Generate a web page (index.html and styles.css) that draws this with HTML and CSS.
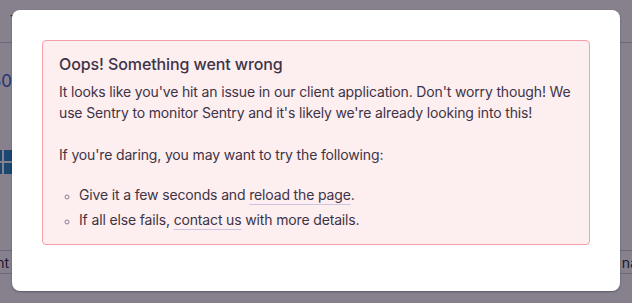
FILE: index.html
```html
<!DOCTYPE html>
<html lang="en">
<head>
  <meta charset="UTF-8" />
  <meta name="viewport" content="width=device-width, initial-scale=1.0" />
  <title>Error</title>
  <link rel="stylesheet" href="styles.css">
</head>
<body>
  <div class="page">
    <div class="page-header"><span class="tab">T</span></div>
    <div class="page-body">
      <div class="count">50</div>
      <div class="win-logo">
        <span></span><span></span><span></span><span></span>
      </div>
    </div>
    <div class="page-footer">
      <span class="foot-left">ent</span>
      <span class="foot-right">na</span>
    </div>
  </div>

  <div class="overlay"></div>

  <div class="modal">
    <div class="alert">
      <h2>Oops! Something went wrong</h2>
      <p>It looks like you've hit an issue in our client application. Don't worry though! We use Sentry to monitor Sentry and it's likely we're already looking into this!</p>
      <p class="lead">If you're daring, you may want to try the following:</p>
      <ul>
        <li>Give it a few seconds and <a href="#">reload the page</a>.</li>
        <li>If all else fails, <a href="#">contact us</a> with more details.</li>
      </ul>
    </div>
  </div>
</body>
</html>
```

FILE: styles.css
```css
* { box-sizing: border-box; }
body { margin: 0; width: 632px; height: 303px; overflow: hidden; font-family: Inter, "Noto Sans", sans-serif; background: #fff; position: relative; }

/* page under the modal */
.page { height: 303px; display: flex; flex-direction: column; color: #2b2233; }
.page-header { height: 43px; border-bottom: 1px solid #ccc5d6; padding: 12px 0 0 10px; font-size: 14px; }
.page-body { flex: 1; padding: 28px 0 0 0; }
.count { font-size: 17px; color: #3d59c9; margin-left: -9px; }
.win-logo { display: grid; grid-template-columns: 12px 12px; gap: 2px; width: 26px; margin: 59px 0 0 -10px; }
.win-logo span { height: 11px; background: #1d84c5; }
.page-footer { height: 24px; border-top: 1px solid #ccc5d6; border-bottom: 1px solid #ccc5d6; margin-bottom: 29px; display: flex; justify-content: space-between; align-items: center; font-size: 14px; }
.foot-left { margin-left: -12px; }
.foot-right { margin-right: -6px; }

.overlay { position: absolute; inset: 0; background: rgba(27, 17, 40, 0.53); }

/* modal */
.modal { position: absolute; left: 12px; top: 10px; width: 608px; height: 281px; background: #fff; border-radius: 8px; padding: 30px; box-shadow: 0 1px 2px rgba(20, 10, 30, 0.35); }
.alert { background: #fdeef0; border: 1px solid #f5a0a8; border-radius: 4px; padding: 11px 16px 10px; color: #3e3446; font-size: 14px; line-height: 21px; letter-spacing: -0.15px; }
.alert h2 { margin: 0 0 5px; font-size: 16px; line-height: 24px; font-weight: 500; color: #3e3446; letter-spacing: -0.1px; }
.alert p { margin: 0 0 21px; }
.alert p.lead { margin-bottom: 19px; }
.alert ul { margin: 0; padding-left: 20px; list-style: circle; }
.alert li { margin-bottom: 4px; padding-left: 0; }
.alert li::marker { color: #8a7f96; font-size: 11px; }
.alert a { color: #3e3446; text-decoration: underline; text-decoration-color: #cfc3e0; text-underline-offset: 4px; }
```
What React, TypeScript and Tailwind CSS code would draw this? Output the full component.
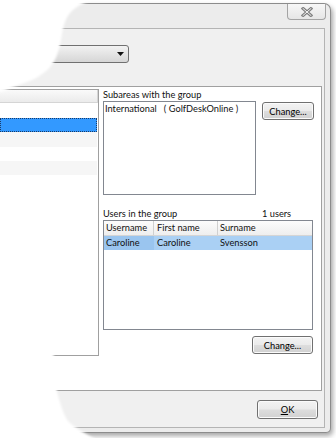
const WinButton = ({ children, className }: { children: React.ReactNode; className: string }) => (
  <div
    className={`flex items-center justify-center rounded-[3px] border border-[#707070] bg-[linear-gradient(#f3f3f3_0%,#ebebeb_48%,#dddddd_52%,#d1d1d1_100%)] shadow-[inset_0_0_0_1px_#fbfbfb] text-black ${className}`}
  >
    {children}
  </div>
);

const leftRows = [
  { h: 'h-[15px]', bg: 'bg-white' },
  { h: 'h-[14px]', bg: 'bg-[#3399ff] outline-1 outline-dotted outline-[#1a3a66] -outline-offset-1' },
  { h: 'h-[15px]', bg: 'bg-[#f6f6f6]' },
  { h: 'h-[14px]', bg: 'bg-white' },
  { h: 'h-[14px]', bg: 'bg-[#f6f6f6]' },
];

export default function App() {
  return (
    <div className="relative h-[438px] w-[336px] overflow-hidden bg-white font-[Lato,'Liberation_Sans',sans-serif] text-[9.25px] leading-[13px] text-[#111]">
      {/* window */}
      <div className="pt-[3px]">
        <div className="flex h-[430px] w-[331px] flex-col rounded-tr-[7px] rounded-br-[5px] border border-l-0 border-[#8c8c8c] bg-[#ececec] shadow-[2px_3px_5px_rgba(0,0,0,0.35)]">
          {/* title bar */}
          <div className="flex h-[24px] justify-end pr-[4px]">
            <div className="flex h-[16px] w-[39px] items-center justify-center rounded-b-[4px] border border-t-0 border-[#a4a4a4] bg-[linear-gradient(#f7f7f7,#e6e6e6)]">
              <svg width="12" height="10" viewBox="0 0 12 10">
                <path d="M2 1.5 L10 8.5 M10 1.5 L2 8.5" stroke="#7d7d7d" strokeWidth="3" strokeLinecap="square" />
                <path d="M2 1.5 L10 8.5 M10 1.5 L2 8.5" stroke="#f4f4f4" strokeWidth="1" strokeLinecap="square" />
              </svg>
            </div>
          </div>

          {/* client area */}
          <div className="mr-[5px] flex h-[400px] flex-col border border-l-0 border-[#b4b4b4] bg-[#f0f0f0]">
            <div className="mt-[16px] ml-[10px] flex h-[18px] w-[119px] items-center justify-end rounded-[3px] border border-[#707070] bg-[linear-gradient(#f2f2f2,#e4e4e4_50%,#d6d6d6)] pr-[4px]">
              <svg width="7" height="4" viewBox="0 0 7 4">
                <path d="M0 0 H7 L3.5 4 Z" fill="#111" />
              </svg>
            </div>

            {/* white panel */}
            <div className="mt-[23px] mr-[2px] flex h-[305px] border border-l-0 border-[#a0a0a0] bg-white">
              {/* left list */}
              <div className="mt-[2px] flex h-[267px] w-[99px] flex-col border border-l-0 border-[#a0a0a0]">
                <div className="h-[13px] border-b border-r border-[#d5d5d5] bg-[linear-gradient(#fafafa,#ebebeb)]" />
                {leftRows.map((r, i) => (
                  <div key={i} className={`${r.h} ${r.bg} mr-px`} />
                ))}
              </div>

              {/* right side */}
              <div className="ml-[4px] flex flex-col pt-[2px]">
                <div className="h-[12px] leading-[12px]">Subareas with the group</div>
                <div className="flex">
                  <div className="h-[94px] w-[153px] border border-[#828790] bg-white px-[1px]">
                    International&nbsp;&nbsp;&nbsp;( GolfDeskOnline )
                  </div>
                  <WinButton className="mt-px ml-[6px] h-[18px] w-[52px]">Change...</WinButton>
                </div>

                <div className="mt-[13px] flex h-[12px] leading-[12px]">
                  <div className="w-[159px]">Users in the group</div>
                  <div>1 users</div>
                </div>
                <div className="flex h-[110px] w-[210px] flex-col border border-[#828790] bg-white">
                  <div className="flex h-[15px] border-b border-[#d5d5d5] bg-[linear-gradient(#fcfcfc,#eeeeee)] leading-[14px]">
                    <div className="w-[50px] border-r border-[#d0d0d0] pl-[2px]">Username</div>
                    <div className="w-[64px] border-r border-[#d0d0d0] pl-[3px]">First name</div>
                    <div className="flex-1 pl-[2px]">Surname</div>
                  </div>
                  <div className="flex h-[14px] bg-[#aad0f4] leading-[14px]">
                    <div className="w-[50px] bg-[#9ac5ef] pl-[2px]">Caroline</div>
                    <div className="w-[64px] pl-[3px]">Caroline</div>
                    <div className="flex-1 pl-[2px]">Svensson</div>
                  </div>
                </div>
                <div className="mt-[6px] flex w-[210px] justify-end">
                  <WinButton className="h-[18px] w-[61px]">Change...</WinButton>
                </div>
              </div>
            </div>

            {/* bottom buttons */}
            <div className="mt-[9px] mr-[6px] flex justify-end">
              <WinButton className="h-[19px] w-[61px]">
                <span>
                  <span className="underline">O</span>K
                </span>
              </WinButton>
            </div>
          </div>
        </div>
      </div>

      {/* torn left edge */}
      <svg className="pointer-events-none absolute inset-0" width="336" height="438" viewBox="0 0 336 438">
        <defs>
          <filter id="soft" x="-20%" y="-20%" width="140%" height="140%">
            <feGaussianBlur stdDeviation="1.3" />
          </filter>
        </defs>
        <path
          d="M-20 -20 H92 V0 C80 4 69 10 65 22 C61 32 62 42 57 55 C53 66 45 74 32 80 C22 84 14 86 4 91 L-20 96 V300 C20 318 44 336 54 356 C56 370 56 384 57 392 C60 402 63 414 68 421 C74 428 86 433 104 445 L-20 460 Z"
          fill="#ffffff"
          filter="url(#soft)"
        />
      </svg>
    </div>
  );
}
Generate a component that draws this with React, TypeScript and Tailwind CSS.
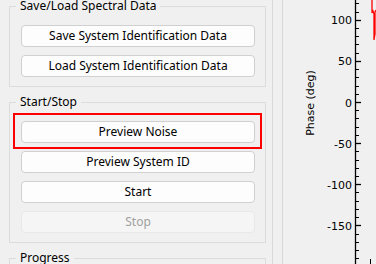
import React from "react";

const UI_FONT = { fontFamily: '"Noto Sans", "DejaVu Sans", sans-serif' };

function Btn({ label, disabled }: { label: string; disabled?: boolean }) {
  return (
    <div
      className={
        "h-[22px] w-full rounded-[4px] border flex items-center justify-center text-[12px] leading-none " +
        (disabled
          ? "bg-[#f5f5f5] border-[#e8e8e8] text-[#a0a0a0]"
          : "bg-[#fdfdfd] border-[#d0d0d0] text-black")
      }
    >
      {label}
    </div>
  );
}

function Group({
  title,
  children,
  className,
}: {
  title: string;
  children?: React.ReactNode;
  className?: string;
}) {
  return (
    <fieldset
      className={
        "ml-[9px] w-[257px] border border-[#dcdcdc] pl-[11px] pr-[10px] pb-[9px] " +
        (className ?? "")
      }
    >
      <legend className="ml-[-5px] px-[4px] text-[12px] leading-[12px] text-black">
        {title}
      </legend>
      {children}
    </fieldset>
  );
}

function Plot() {
  const vals = [100, 50, 0, -50, -100, -150];
  const y = (v: number) => 102 - v * 0.822;
  const minors: number[] = [];
  for (let v = 140; v >= -200; v -= 10) {
    if (v % 50 !== 0) minors.push(v);
  }
  const ox = 283;
  return (
    <svg width={93} height={264} className="block" style={{ fontFamily: '"DejaVu Sans", sans-serif' }}>
      <line x1={355.5 - ox} y1={0} x2={355.5 - ox} y2={264} stroke="#000" strokeWidth={1.3} />
      {vals.map((v) => (
        <g key={v}>
          <line x1={355 - ox} y1={Math.round(y(v)) + 0.5} x2={361 - ox} y2={Math.round(y(v)) + 0.5} stroke="#000" strokeWidth={1.3} />
          <text x={352 - ox} y={y(v) + 4.5} textAnchor="end" fontSize={11} fill="#000">
            {v}
          </text>
        </g>
      ))}
      {minors.map((v) => (
        <line key={v} x1={355 - ox} y1={Math.round(y(v)) + 0.5} x2={359 - ox} y2={Math.round(y(v)) + 0.5} stroke="#000" strokeWidth={1} />
      ))}
      <line x1={370.5 - ox} y1={259} x2={370.5 - ox} y2={264} stroke="#000" strokeWidth={1} />
      <text
        x={310 - ox}
        y={103}
        transform={`rotate(-90 ${310 - ox} 103)`}
        textAnchor="middle"
        dominantBaseline="central"
        fontSize={11}
        fill="#000"
      >
        Phase (deg)
      </text>
      <path
        d={`M${372 - ox} 0 L${372 - ox} 13 L${373 - ox} 11 L${374 - ox} 14 L${374 - ox} 40 L${375 - ox} 34 L${375 - ox} 12 L${376 - ox} 10`}
        fill="none"
        stroke="#ff0000"
        strokeWidth={1.3}
      />
    </svg>
  );
}

export default function App() {
  return (
    <div className="w-[376px] h-[264px] bg-[#f0f0f0] overflow-hidden flex" style={UI_FONT}>
      <div className="w-[273px] h-full border-r border-[#d8d8d8] shrink-0">
        <Group title="Save/Load Spectral Data">
          <div className="mt-[13px] flex flex-col gap-[8px]">
            <Btn label="Save System Identification Data" />
            <Btn label="Load System Identification Data" />
          </div>
        </Group>
        <Group title="Start/Stop" className="mt-[9px]">
          <div className="mt-[13px] flex flex-col gap-[8px]">
            <div className="relative">
              <Btn label="Preview Noise" />
              <div className="absolute -left-[8px] -right-[7px] -top-[8px] -bottom-[6px] border-2 border-[#ff0000] pointer-events-none" />
            </div>
            <Btn label="Preview System ID" />
            <Btn label="Start" />
            <Btn label="Stop" disabled />
          </div>
        </Group>
        <Group title="Progress" className="mt-[9px] h-[40px]" />
      </div>
      <div className="w-[9px] shrink-0" />
      <div className="h-full border-l border-[#d8d8d8] flex-1">
        <Plot />
      </div>
    </div>
  );
}
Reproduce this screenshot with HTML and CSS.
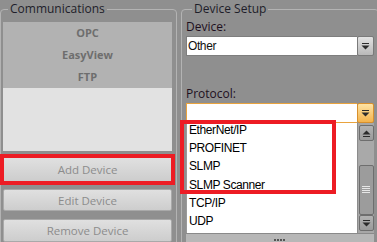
FILE: index.html
```html
<!DOCTYPE html>
<html lang="en">

<head>
    <meta charset="UTF-8">
    <title>Communications</title>
    <link rel="stylesheet" href="styles.css">
</head>

<body>
    <div class="screen">

        <fieldset class="group group-comm">
            <legend>Communications</legend>
            <ul class="comm-list">
                <li class="used">OPC</li>
                <li class="used">EasyView</li>
                <li class="used">FTP</li>
            </ul>
            <div class="btns">
                <button class="btn btn-add">Add Device</button>
                <button class="btn">Edit Device</button>
                <button class="btn">Remove Device</button>
            </div>
        </fieldset>

        <fieldset class="group group-setup">
            <legend>Device Setup</legend>
            <div class="field-label">Device:</div>
            <div class="combo">
                <span class="combo-value">Other</span>
                <span class="combo-arrow">
                    <svg width="9" height="7" viewBox="0 0 9 7"><rect x="1" y="0" width="7" height="1" fill="#2b2b2b"/><path d="M0.5 2.5 H8.5 L4.5 6.5 Z" fill="#2b2b2b"/></svg>
                </span>
            </div>

            <div class="field-label label-proto">Protocol:</div>
            <div class="combo combo-open">
                <span class="combo-value"></span>
                <span class="combo-arrow">
                    <svg width="9" height="7" viewBox="0 0 9 7"><rect x="1" y="0" width="7" height="1" fill="#2b2b2b"/><path d="M0.5 2.5 H8.5 L4.5 6.5 Z" fill="#2b2b2b"/></svg>
                </span>
            </div>

            <div class="dropdown">
                <ul class="options">
                    <li>EtherNet/IP</li>
                    <li>PROFINET</li>
                    <li>SLMP</li>
                    <li>SLMP Scanner</li>
                    <li>TCP/IP</li>
                    <li>UDP</li>
                </ul>
                <div class="scrollbar">
                    <div class="sb-btn">
                        <svg width="9" height="7" viewBox="0 0 9 7"><path d="M4.5 0.5 L8.5 4.5 H0.5 Z" fill="#2b2b2b"/><rect x="1" y="6" width="7" height="1" fill="#2b2b2b"/></svg>
                    </div>
                    <div class="sb-track"></div>
                    <div class="sb-thumb">
                        <svg width="8" height="8" viewBox="0 0 8 8"><g fill="#e6e6e6"><rect y="0" width="8" height="1"/><rect y="2" width="8" height="1"/><rect y="4" width="8" height="1"/><rect y="6" width="8" height="1"/></g></svg>
                    </div>
                    <div class="sb-btn">
                        <svg width="9" height="7" viewBox="0 0 9 7"><rect x="1" y="0" width="7" height="1" fill="#2b2b2b"/><path d="M0.5 2.5 H8.5 L4.5 6.5 Z" fill="#2b2b2b"/></svg>
                    </div>
                </div>
            </div>
            <div class="resize-bar">
                <svg width="12" height="2" viewBox="0 0 12 2"><g fill="#555"><rect x="0" width="2" height="2"/><rect x="3" width="2" height="2"/><rect x="6" width="2" height="2"/><rect x="9" width="2" height="2"/></g></svg>
            </div>
        </fieldset>

        <!-- annotation frame over the first options -->
        <div class="mark"></div>
    </div>
</body>

</html>
```

FILE: styles.css
```css
body {
    margin: 0;
    background: #8f8f8f;
    font-family: "Open Sans", "Liberation Sans", sans-serif;
    font-size: 11px;
    overflow: hidden;
}

.screen {
    position: relative;
    width: 377px;
    height: 242px;
    overflow: hidden;
    display: flex;
    align-items: flex-start;
    gap: 4px;
}

/* ---------- group boxes ---------- */
.group {
    margin: 1px 0 0 0;
    border: 1px solid #b3b3b3;
    border-radius: 4px;
    height: 300px;
    flex-shrink: 0;
}

.group legend {
    font-size: 12px;
    line-height: 16px;
    color: #1e1e2a;
    padding: 0 2px;
}

.group-comm {
    width: 177px;
    box-sizing: border-box;
    padding: 5px 4px 0 2px;
}

.group-comm legend {
    margin-left: 5px;
}

.group-setup {
    width: 197px;
    box-sizing: border-box;
    padding: 0 4px 0 4px;
}

.group-setup legend {
    margin-left: 6px;
}

/* ---------- communications list ---------- */
.comm-list {
    list-style: none;
    margin: 0;
    padding: 0;
    height: 129px;
    background: #e2e2e2;
}

.comm-list li {
    height: 22px;
    line-height: 22px;
    text-align: center;
    font-weight: bold;
    color: #6e6e6e;
}

.comm-list li.used {
    background: #b2b2b2;
}

.btns {
    display: flex;
    flex-direction: column;
    gap: 7px;
    margin-top: 6px;
}

.btn {
    font-family: "Open Sans", "Liberation Sans", sans-serif;
    font-size: 11.5px;
    color: #8c8c8c;
    height: 22px;
    padding: 0;
    border: 1px solid #a9a9a9;
    border-radius: 2px;
    background: linear-gradient(#e0e0e0, #cdcdcd);
}

.btn-add {
    height: 25px;
    border-radius: 0;
    outline: 4px solid #ed1c24;
    outline-offset: -1px;
}

.btns .btn:last-child {
    margin-top: 1px;
    height: 23px;
}

/* ---------- device setup ---------- */
.field-label {
    font-size: 12px;
    line-height: 16px;
    color: #1e0f1e;
    margin-top: 2px;
}

.label-proto {
    margin-top: 30px;
}

.combo {
    display: flex;
    height: 20px;
    margin-top: 1px;
    width: 188px;
}

.combo-value {
    flex: 1;
    background: #fff;
    border: 1px solid #7e7e7e;
    border-right: none;
    font-family: "Liberation Sans", Arial, sans-serif;
    font-size: 12px;
    letter-spacing: -0.4px;
    line-height: 18px;
    padding-left: 1px;
    color: #111;
}

.combo-arrow {
    width: 15px;
    display: flex;
    align-items: center;
    justify-content: center;
    border: 1px solid #7a7a7a;
    border-radius: 2px;
    background: linear-gradient(#e2e2e2, #b9b9b9);
}

.combo-open .combo-value {
    border-color: #e9a33e;
}

.combo-open .combo-arrow {
    border-color: #d8902c;
    background: linear-gradient(#fde3a4, #f4b34c);
}

.dropdown {
    display: flex;
    width: 188px;
    height: 110px;
    background: #fff;
    border-left: 1px solid #9a9a9a;
    box-sizing: border-box;
}

.options {
    flex: 1;
    list-style: none;
    margin: -2px 0 0 0;
    padding: 0 0 0 2px;
    font-family: "Liberation Sans", Arial, sans-serif;
    font-size: 12px;
    letter-spacing: -0.4px;
    color: #000;
}

.options li {
    height: 18.2px;
    line-height: 18.2px;
}

.scrollbar {
    width: 17px;
    background: #a7a7a7;
    display: flex;
    flex-direction: column;
    align-items: center;
    padding: 2px 0 2px;
    box-sizing: border-box;
    border-left: 1px solid #8c8c8c;
}

.sb-btn {
    width: 15px;
    height: 16px;
    flex-shrink: 0;
    box-sizing: border-box;
    border: 1px solid #6e6e6e;
    border-radius: 2px;
    background: linear-gradient(#b2b2b2, #9a9a9a);
    display: flex;
    align-items: center;
    justify-content: center;
}

.sb-track {
    height: 24px;
    width: 15px;
    background: #a9a9a9;
}

.sb-thumb {
    flex: 1;
    width: 15px;
    box-sizing: border-box;
    border: 1px solid #6e6e6e;
    border-radius: 2px;
    background: #9c9c9c;
    display: flex;
    align-items: center;
    justify-content: center;
}

.resize-bar {
    width: 188px;
    height: 11px;
    background: #b7b7b7;
    border-top: 1px solid #8a8a8a;
    display: flex;
    align-items: center;
    justify-content: center;
}

/* ---------- annotation ---------- */
.mark {
    position: absolute;
    left: 180px;
    top: 120px;
    width: 148px;
    height: 66px;
    border: 4px solid #ed1c24;
}
```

____

## [Prompt]
Filter the records, keeping only lines that contain "page", and show those lines.

## [Written answer]
Generate a web page (index.html and styles.css) that draws this with HTML and CSS.
  <div class="page">
    <div class="page-header"><span class="tab">T</span></div>
    <div class="page-body">
    <div class="page-footer">
        <li>Give it a few seconds and <a href="#">reload the page</a>.</li>
/* page under the modal */
.page { height: 303px; display: flex; flex-direction: column; color: #2b2233; }
.page-header { height: 43px; border-bottom: 1px solid #ccc5d6; padding: 12px 0 0 10px; font-size: 14px; }
.page-body { flex: 1; padding: 28px 0 0 0; }
.page-footer { height: 24px; border-top: 1px solid #ccc5d6; border-bottom: 1px solid #ccc5d6; margin-bottom: 29px; display: flex; justify-content: space-between; align-items: center; font-size: 14px; }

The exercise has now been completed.